Extract every line below that contains the word "this".

▶ _Dataset_:

>>>>

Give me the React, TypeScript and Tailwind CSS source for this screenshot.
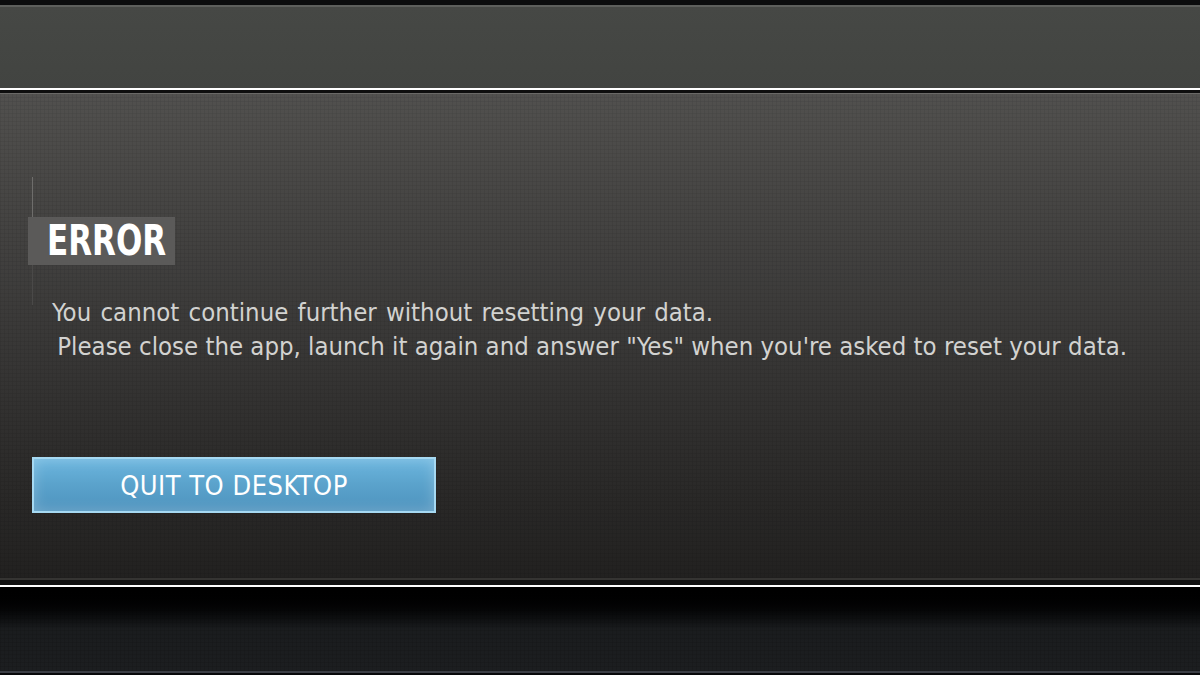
import { FC } from "react";

const grid =
  "bg-[repeating-linear-gradient(90deg,rgba(0,0,0,0.12)_0px,rgba(0,0,0,0.12)_1px,transparent_1px,transparent_4px),repeating-linear-gradient(0deg,rgba(0,0,0,0.12)_0px,rgba(0,0,0,0.12)_1px,transparent_1px,transparent_4px)]";

const App: FC = () => {
  return (
    <div className="w-[1200px] h-[675px] flex flex-col overflow-hidden bg-black font-['DejaVu_Sans_Condensed',sans-serif]">
      {/* top bar */}
      <div className="h-[5px] bg-[#0b0c0d]" />
      <div className="h-[2px] bg-[#5d5f5c]" />
      <div className="h-[81px] bg-gradient-to-b from-[#464845] to-[#424441]" />
      <div className="h-[2px] bg-white" />
      <div className="h-[3px] bg-[#0e0e0e]" />
      <div className="h-[1px] bg-[#6a6967]" />

      {/* main panel */}
      <div className="relative h-[484px] bg-gradient-to-b from-[#51504e] via-[#393837] to-[#222120]">
        <div className={`absolute inset-0 ${grid} opacity-40`} />
        <div className="relative pt-[83px] pl-[28px]">
          <div className="ml-[4px] w-[1px] h-[40px] bg-[#6e6d6b]" />
          <div className="flex">
            <div className="flex items-center w-[147px] h-[48px] bg-[#5b5a59]">
              <div className="w-[4px] h-full bg-[#a3a2a0]" />
              <span className="ml-[15px] text-[42px] font-bold text-white leading-none whitespace-nowrap origin-left scale-x-[0.82] translate-x-[4px]">
                ERROR
              </span>
            </div>
          </div>
          <div className="flex">
            <div className="ml-[4px] w-[1px] h-[40px] bg-[#4a4948]" />
            <div className="pl-[19px] pt-[30px] text-[25.5px] leading-[34px] text-[#d2d2d0] whitespace-pre">
              <div className="[word-spacing:2px]">You cannot continue further without resetting your data.</div>
              <div className="-ml-[2px]">{' Please close the app, launch it again and answer "Yes" when you\'re asked to reset your data.'}</div>
            </div>
          </div>
          <button className="mt-[94px] ml-[4px] w-[404px] h-[56px] flex items-center justify-center border-2 border-[#a6d9f2] bg-gradient-to-b from-[#6cb6df] via-[#5aa2cb] to-[#4e93be] shadow-[inset_0_0_14px_rgba(255,255,255,0.25)]">
            <span className="text-[27px] tracking-[0.5px] text-white leading-none">QUIT TO DESKTOP</span>
          </button>
        </div>
      </div>

      {/* bottom bar */}
      <div className="h-[2px] bg-[#353432]" />
      <div className="h-[5px] bg-[#111111]" />
      <div className="h-[2px] bg-white" />
      <div className="relative h-[84px] bg-gradient-to-b from-[#000000] via-[#1a1c1e] to-[#1c1e20]">
        <div className={`absolute inset-0 ${grid} opacity-60`} />
      </div>
      <div className="h-[2px] bg-[#3b3e45]" />
      <div className="flex-1 bg-[#08090a]" />
    </div>
  );
};

export default App;
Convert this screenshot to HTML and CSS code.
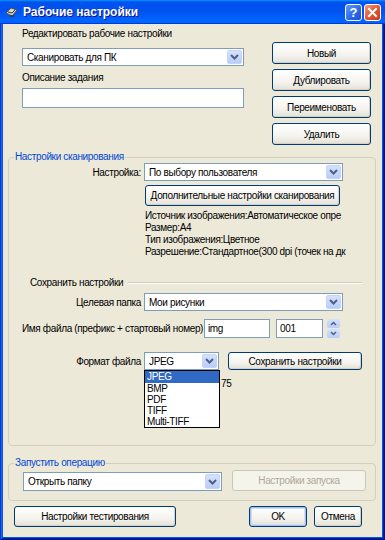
FILE: index.html
```html
<!DOCTYPE html>
<html lang="ru">

<head>
  <meta charset="UTF-8">
  <title>Рабочие настройки</title>
  <link rel="stylesheet" href="styles.css">
</head>

<body>
  <div class="window">
    <div class="title-bar">
      <svg class="title-icon" width="13" height="12" viewBox="0 0 13 12">
        <path d="M1 7 L6 2 L12 4 L7 10 Z" fill="#d8d8d0" stroke="#505050" stroke-width="1"/>
        <path d="M3 6 L7 7 L10 4" fill="none" stroke="#303030" stroke-width="1"/>
        <rect x="5" y="9" width="4" height="2" fill="#404040"/>
      </svg>
      <div class="title-text">Рабочие настройки</div>
      <div class="title-buttons">
        <div class="tb-btn tb-help">?</div>
        <div class="tb-btn tb-close">
          <svg width="11" height="11" viewBox="0 0 11 11">
            <path d="M2 2 L9 9 M9 2 L2 9" stroke="#fff" stroke-width="2" stroke-linecap="square"/>
          </svg>
        </div>
      </div>
    </div>

    <div class="content">
      <!-- Job settings selector -->
      <div class="top">
        <div class="top-left">
          <div class="label">Редактировать рабочие настройки</div>
          <div class="combo combo-job">
            <span class="combo-text">Сканировать для ПК</span>
            <span class="combo-arrow"><svg width="9" height="6" viewBox="0 0 9 6"><path d="M1 1 L4.5 4.5 L8 1" fill="none" stroke="#4d6185" stroke-width="2"/></svg></span>
          </div>
          <div class="label label-desc">Описание задания</div>
          <div class="textbox textbox-desc"></div>
        </div>
        <div class="top-buttons">
          <button class="btn">Новый</button>
          <button class="btn">Дублировать</button>
          <button class="btn">Переименовать</button>
          <button class="btn">Удалить</button>
        </div>
      </div>

      <!-- Scan settings -->
      <fieldset class="group group-scan">
        <legend>Настройки сканирования</legend>
        <div class="row row-preset">
          <span class="row-label">Настройка:</span>
          <div class="combo combo-preset">
            <span class="combo-text">По выбору пользователя</span>
            <span class="combo-arrow"><svg width="9" height="6" viewBox="0 0 9 6"><path d="M1 1 L4.5 4.5 L8 1" fill="none" stroke="#4d6185" stroke-width="2"/></svg></span>
          </div>
        </div>
        <button class="btn btn-advanced">Дополнительные настройки сканирования</button>
        <div class="info">
          <div>Источник изображения:Автоматическое опре</div>
          <div>Размер:A4</div>
          <div>Тип изображения:Цветное</div>
          <div>Разрешение:Стандартное(300 dpi (точек на дк</div>
        </div>

        <div class="save-head">
          <span>Сохранить настройки</span>
          <span class="save-line"></span>
        </div>
        <div class="row row-folder">
          <span class="row-label">Целевая папка</span>
          <div class="combo combo-folder">
            <span class="combo-text">Мои рисунки</span>
            <span class="combo-arrow"><svg width="9" height="6" viewBox="0 0 9 6"><path d="M1 1 L4.5 4.5 L8 1" fill="none" stroke="#4d6185" stroke-width="2"/></svg></span>
          </div>
        </div>
        <div class="row row-name">
          <span class="name-label">Имя файла (префикс + стартовый номер)</span>
          <div class="textbox textbox-prefix">img</div>
          <div class="textbox textbox-number">001</div>
          <div class="spin">
            <span class="spin-btn"><svg width="7" height="5" viewBox="0 0 7 5"><path d="M1 4 L3.5 1.5 L6 4" fill="none" stroke="#4d6185" stroke-width="1.5"/></svg></span>
            <span class="spin-btn"><svg width="7" height="5" viewBox="0 0 7 5"><path d="M1 1 L3.5 3.5 L6 1" fill="none" stroke="#4d6185" stroke-width="1.5"/></svg></span>
          </div>
        </div>
        <div class="row row-format">
          <span class="row-label">Формат файла</span>
          <div class="format-wrap">
            <div class="combo combo-format">
              <span class="combo-text">JPEG</span>
              <span class="combo-arrow"><svg width="9" height="6" viewBox="0 0 9 6"><path d="M1 1 L4.5 4.5 L8 1" fill="none" stroke="#4d6185" stroke-width="2"/></svg></span>
            </div>
            <div class="format-list">
              <div class="format-item selected">JPEG</div>
              <div class="format-item">BMP</div>
              <div class="format-item">PDF</div>
              <div class="format-item">TIFF</div>
              <div class="format-item">Multi-TIFF</div>
            </div>
          </div>
          <button class="btn btn-save">Сохранить настройки</button>
        </div>
        <div class="quality">75</div>
      </fieldset>

      <!-- Run operation -->
      <fieldset class="group group-run">
        <legend>Запустить операцию</legend>
        <div class="row row-run">
          <div class="combo combo-run">
            <span class="combo-text">Открыть папку</span>
            <span class="combo-arrow"><svg width="9" height="6" viewBox="0 0 9 6"><path d="M1 1 L4.5 4.5 L8 1" fill="none" stroke="#4d6185" stroke-width="2"/></svg></span>
          </div>
          <button class="btn btn-disabled btn-run">Настройки запуска</button>
        </div>
      </fieldset>

      <div class="bottom">
        <button class="btn btn-test">Настройки тестирования</button>
        <div class="bottom-right">
          <button class="btn btn-default btn-ok">OK</button>
          <button class="btn btn-cancel">Отмена</button>
        </div>
      </div>
    </div>
  </div>
</body>

</html>
```

FILE: styles.css
```css
* {
  margin: 0;
  padding: 0;
  box-sizing: border-box;
}

body {
  width: 385px;
  height: 540px;
  overflow: hidden;
  font-family: "Liberation Sans", Arial, sans-serif;
  font-size: 10px;
  letter-spacing: -0.35px;
  color: #000;
}

.window {
  width: 385px;
  height: 540px;
  display: flex;
  flex-direction: column;
  padding: 0 3px 3px;
  background-color: #0855dd;
  box-shadow: inset 1px 0 #0831d9, inset -1px -1px #00138c, inset 2px 0 #166aee, inset -2px -2px #001ea0;
}

/* Title bar */
.title-bar {
  height: 24px;
  margin: 0 -3px;
  padding: 0 4px 0 5px;
  display: flex;
  align-items: center;
  background: linear-gradient(180deg, #0997ff, #0053ee 8%, #0050ee 40%, #0066ff 88%, #0066ff 93%, #005bff 95%, #003dd7 96%, #003dd7);
}

.title-icon {
  margin-right: 5px;
}

.title-text {
  flex: 1;
  color: #fff;
  font-size: 12px;
  font-weight: bold;
  letter-spacing: 0;
  text-shadow: 1px 1px #0f1089;
}

.title-buttons {
  display: flex;
  gap: 2px;
}

.tb-btn {
  width: 17px;
  height: 17px;
  border: 1px solid #fff;
  border-radius: 3px;
  display: flex;
  align-items: center;
  justify-content: center;
  color: #fff;
  font-weight: bold;
  font-size: 13px;
  letter-spacing: 0;
}

.tb-help {
  background: linear-gradient(135deg, #5e9bff, #2b66e8 60%, #1c50d0);
}

.tb-close {
  background: linear-gradient(135deg, #f29a78, #e2532d 55%, #c73a12);
}

/* Dialog body */
.content {
  flex: 1;
  background-color: #ece9d8;
  display: flex;
  flex-direction: column;
  padding: 0 6px 0 5px;
}

.top {
  height: 127px;
  display: flex;
  justify-content: space-between;
  padding: 3px 5px 0 14px;
}

.top-left {
  width: 222px;
}

.label {
  line-height: 14px;
}

.label-desc {
  margin-top: 5px;
}

.combo {
  height: 18px;
  display: flex;
  align-items: center;
  background-color: #fff;
  border: 1px solid #7f9db9;
  padding: 1px;
}

.combo-text {
  flex: 1;
  padding-left: 3px;
  white-space: nowrap;
  overflow: hidden;
}

.combo-arrow {
  width: 15px;
  height: 100%;
  display: flex;
  align-items: center;
  justify-content: center;
  border-radius: 2px;
  background: linear-gradient(180deg, #d6e2fd, #b9cdf8);
  border: 1px solid #c3d3fd;
}

.combo-job {
  margin-top: 7px;
}

.textbox {
  height: 19px;
  background-color: #fff;
  border: 1px solid #7f9db9;
  padding: 2px 3px;
  line-height: 13px;
}

.textbox-desc {
  margin-top: 3px;
  height: 20px;
}

.top-buttons {
  display: flex;
  flex-direction: column;
  gap: 5px;
  margin-top: 15px;
}

.btn {
  font-family: inherit;
  font-size: 10px;
  letter-spacing: -0.35px;
  color: #000;
  height: 22px;
  width: 99px;
  border: 1px solid #003c74;
  border-radius: 3px;
  background: linear-gradient(180deg, #ffffff, #f4f3ee 60%, #e3e1d6);
  box-shadow: inset -1px -1px #d6d0c5;
  white-space: nowrap;
}

.btn-default {
  box-shadow: inset 0 0 0 1px #a9c1ed, inset 0 0 0 2px #cfdcf5;
}

.btn-disabled {
  color: #aca899;
  border-color: #c9c7ba;
  background: #f5f4ea;
  box-shadow: none;
}

/* Group boxes */
.group {
  border: 1px solid #d0d0bf;
  border-radius: 4px;
}

.group legend {
  margin-left: 5px;
  padding: 0 1px;
  color: #0046d5;
  line-height: 12px;
}

.group-scan {
  padding-bottom: 55px;
}

.row {
  display: flex;
  align-items: center;
}

.row-label {
  width: 132px;
  margin-right: 3px;
  text-align: right;
}

.combo-preset,
.combo-folder {
  width: 199px;
}

.btn-advanced {
  width: 195px;
  height: 21px;
  margin: 4px 0 0 136px;
}

.info {
  width: 197px;
  margin: 4px 0 0 136px;
  line-height: 12px;
  white-space: nowrap;
}

.save-head {
  display: flex;
  align-items: center;
  margin: 18px 13px 0 21px;
  line-height: 13px;
}

.save-line {
  flex: 1;
  margin-left: 5px;
  border-top: 1px solid #d0d0bf;
  border-bottom: 1px solid #fff;
}

.row-folder {
  margin-top: 4px;
}

.row-name {
  margin: 8px 0 0 13px;
}

.name-label {
  width: 182px;
  white-space: nowrap;
}

.textbox-prefix {
  width: 66px;
}

.textbox-number {
  width: 47px;
  margin-left: 6px;
}

.spin {
  margin-left: 4px;
  display: flex;
  flex-direction: column;
  gap: 1px;
}

.spin-btn {
  width: 13px;
  height: 9px;
  display: flex;
  align-items: center;
  justify-content: center;
  border-radius: 2px;
  background: linear-gradient(180deg, #d6e2fd, #b9cdf8);
}

.row-format {
  margin-top: 14px;
}

.format-wrap {
  position: relative;
}

.combo-format {
  width: 75px;
}

.format-list {
  position: absolute;
  top: 18px;
  left: 0;
  width: 76px;
  background-color: #fff;
  border: 1px solid #000;
  z-index: 1;
}

.format-item {
  line-height: 11px;
  padding-left: 2px;
}

.format-item.selected {
  background-color: #316ac5;
  color: #fff;
  line-height: 12px;
}

.btn-save {
  width: 134px;
  height: 18px;
  margin-left: 9px;
}

.quality {
  margin: 8px 0 0 212px;
  line-height: 12px;
}

.group-run {
  margin-top: 11px;
  padding-bottom: 9px;
}

.row-run {
  margin: 1px 0 0 14px;
}

.combo-run {
  width: 199px;
  height: 19px;
  margin-top: 2px;
}

.btn-run {
  width: 134px;
  height: 21px;
  margin-left: 10px;
}

.bottom {
  display: flex;
  justify-content: space-between;
  margin: 5px 14px 0 6px;
}

.bottom-right {
  display: flex;
  gap: 7px;
}

.btn-test {
  width: 162px;
  height: 21px;
}

.btn-ok {
  width: 58px;
  height: 21px;
}

.btn-cancel {
  width: 48px;
  height: 21px;
}
```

<<<<

▶ _Exercise response_:
Give me the React, TypeScript and Tailwind CSS source for this screenshot.
Convert this screenshot to HTML and CSS code.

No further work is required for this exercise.